--- begin ---

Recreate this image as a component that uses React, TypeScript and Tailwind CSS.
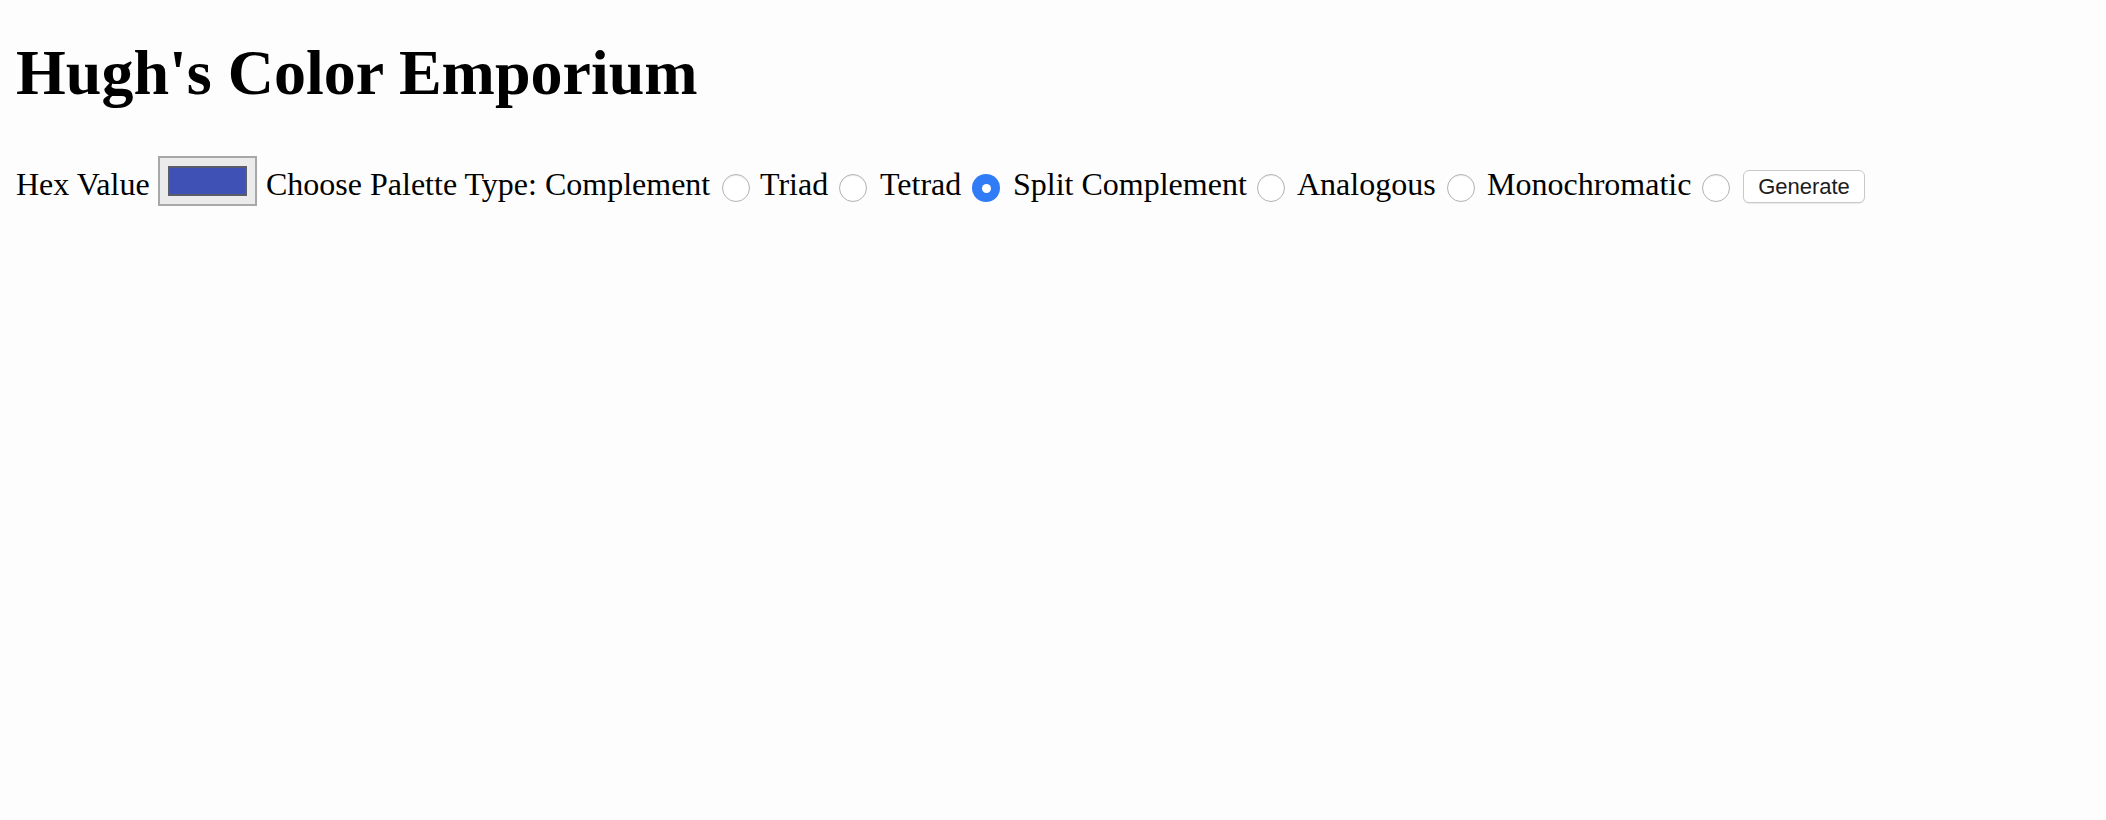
import { useState } from "react";

interface PaletteOption {
  label: string;
  textWidth: string;
  gapAfter: string;
}

// widths keep each radio where the reference puts it
const options: PaletteOption[] = [
  { label: "Choose Palette Type: Complement", textWidth: "w-[456px]", gapAfter: "mr-[10px]" },
  { label: "Triad", textWidth: "w-[79px]", gapAfter: "mr-[13px]" },
  { label: "Tetrad", textWidth: "w-[92px]", gapAfter: "mr-[13px]" },
  { label: "Split Complement", textWidth: "w-[244px]", gapAfter: "mr-[12px]" },
  { label: "Analogous", textWidth: "w-[150px]", gapAfter: "mr-[12px]" },
  { label: "Monochromatic", textWidth: "w-[215px]", gapAfter: "mr-[13px]" },
];

function Radio({ checked, onClick }: { checked: boolean; onClick: () => void }) {
  return (
    <span
      role="radio"
      aria-checked={checked}
      onClick={onClick}
      className={
        checked
          ? "mt-[18px] flex size-[28px] shrink-0 cursor-pointer items-center justify-center rounded-full bg-[#2f7cf6]"
          : "mt-[18px] flex size-[28px] shrink-0 cursor-pointer items-center justify-center rounded-full border-[1.5px] border-[#b3b3b3] bg-white shadow-[inset_0_1px_1px_rgba(0,0,0,0.08)]"
      }
    >
      {checked && <span className="size-[9px] rounded-full bg-white" />}
    </span>
  );
}

export default function App() {
  const [selected, setSelected] = useState(2);

  return (
    <div className="min-h-screen bg-[#fdfdfd] px-4 pt-[41px] font-['Liberation_Serif','Times_New_Roman',serif] text-black">
      <h1 className="text-[64px] leading-none font-bold">Hugh's Color Emporium</h1>

      <div className="mt-[51px] flex items-start whitespace-nowrap text-[32px] leading-none">
        <span className="mt-[12px] w-[142px] shrink-0">Hex Value</span>
        <div className="flex h-[50px] w-[99px] shrink-0 border-2 border-[#a8a8a8] bg-[#ebebeb] px-[8px] py-[8px]">
          <div className="size-full border-2 border-[#5a5c6a] bg-[#3f51b5]" />
        </div>
        <span className="ml-[9px]" />

        {options.map((opt, i) => (
          <div key={opt.label} className="flex items-start">
            <span className={`mt-[12px] shrink-0 ${opt.textWidth}`}>{opt.label}</span>
            <span className={opt.gapAfter}>
              <Radio checked={selected === i} onClick={() => setSelected(i)} />
            </span>
          </div>
        ))}

        <button
          type="button"
          className="mt-[14px] h-[33px] w-[122px] shrink-0 rounded-[6px] border border-[#c9c9c9] bg-white font-['Liberation_Sans',Arial,sans-serif] text-[22px] leading-none text-[#1c1c1c] shadow-[0_1px_1px_rgba(0,0,0,0.08)]"
        >
          Generate
        </button>
      </div>
    </div>
  );
}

--- end ---

Strip out the pictures and quote the remaining data word for word.

Recreate this image as a component that uses React, TypeScript and Tailwind CSS.
import { useState } from "react";

interface PaletteOption {
  label: string;
  textWidth: string;
  gapAfter: string;
}

// widths keep each radio where the reference puts it
const options: PaletteOption[] = [
  { label: "Choose Palette Type: Complement", textWidth: "w-[456px]", gapAfter: "mr-[10px]" },
  { label: "Triad", textWidth: "w-[79px]", gapAfter: "mr-[13px]" },
  { label: "Tetrad", textWidth: "w-[92px]", gapAfter: "mr-[13px]" },
  { label: "Split Complement", textWidth: "w-[244px]", gapAfter: "mr-[12px]" },
  { label: "Analogous", textWidth: "w-[150px]", gapAfter: "mr-[12px]" },
  { label: "Monochromatic", textWidth: "w-[215px]", gapAfter: "mr-[13px]" },
];

function Radio({ checked, onClick }: { checked: boolean; onClick: () => void }) {
  return (
    <span
      role="radio"
      aria-checked={checked}
      onClick={onClick}
      className={
        checked
          ? "mt-[18px] flex size-[28px] shrink-0 cursor-pointer items-center justify-center rounded-full bg-[#2f7cf6]"
          : "mt-[18px] flex size-[28px] shrink-0 cursor-pointer items-center justify-center rounded-full border-[1.5px] border-[#b3b3b3] bg-white shadow-[inset_0_1px_1px_rgba(0,0,0,0.08)]"
      }
    >
      {checked && <span className="size-[9px] rounded-full bg-white" />}
    </span>
  );
}

export default function App() {
  const [selected, setSelected] = useState(2);

  return (
    <div className="min-h-screen bg-[#fdfdfd] px-4 pt-[41px] font-['Liberation_Serif','Times_New_Roman',serif] text-black">
      <h1 className="text-[64px] leading-none font-bold">Hugh's Color Emporium</h1>

      <div className="mt-[51px] flex items-start whitespace-nowrap text-[32px] leading-none">
        <span className="mt-[12px] w-[142px] shrink-0">Hex Value</span>
        <div className="flex h-[50px] w-[99px] shrink-0 border-2 border-[#a8a8a8] bg-[#ebebeb] px-[8px] py-[8px]">
          <div className="size-full border-2 border-[#5a5c6a] bg-[#3f51b5]" />
        </div>
        <span className="ml-[9px]" />

        {options.map((opt, i) => (
          <div key={opt.label} className="flex items-start">
            <span className={`mt-[12px] shrink-0 ${opt.textWidth}`}>{opt.label}</span>
            <span className={opt.gapAfter}>
              <Radio checked={selected === i} onClick={() => setSelected(i)} />
            </span>
          </div>
        ))}

        <button
          type="button"
          className="mt-[14px] h-[33px] w-[122px] shrink-0 rounded-[6px] border border-[#c9c9c9] bg-white font-['Liberation_Sans',Arial,sans-serif] text-[22px] leading-none text-[#1c1c1c] shadow-[0_1px_1px_rgba(0,0,0,0.08)]"
        >
          Generate
        </button>
      </div>
    </div>
  );
}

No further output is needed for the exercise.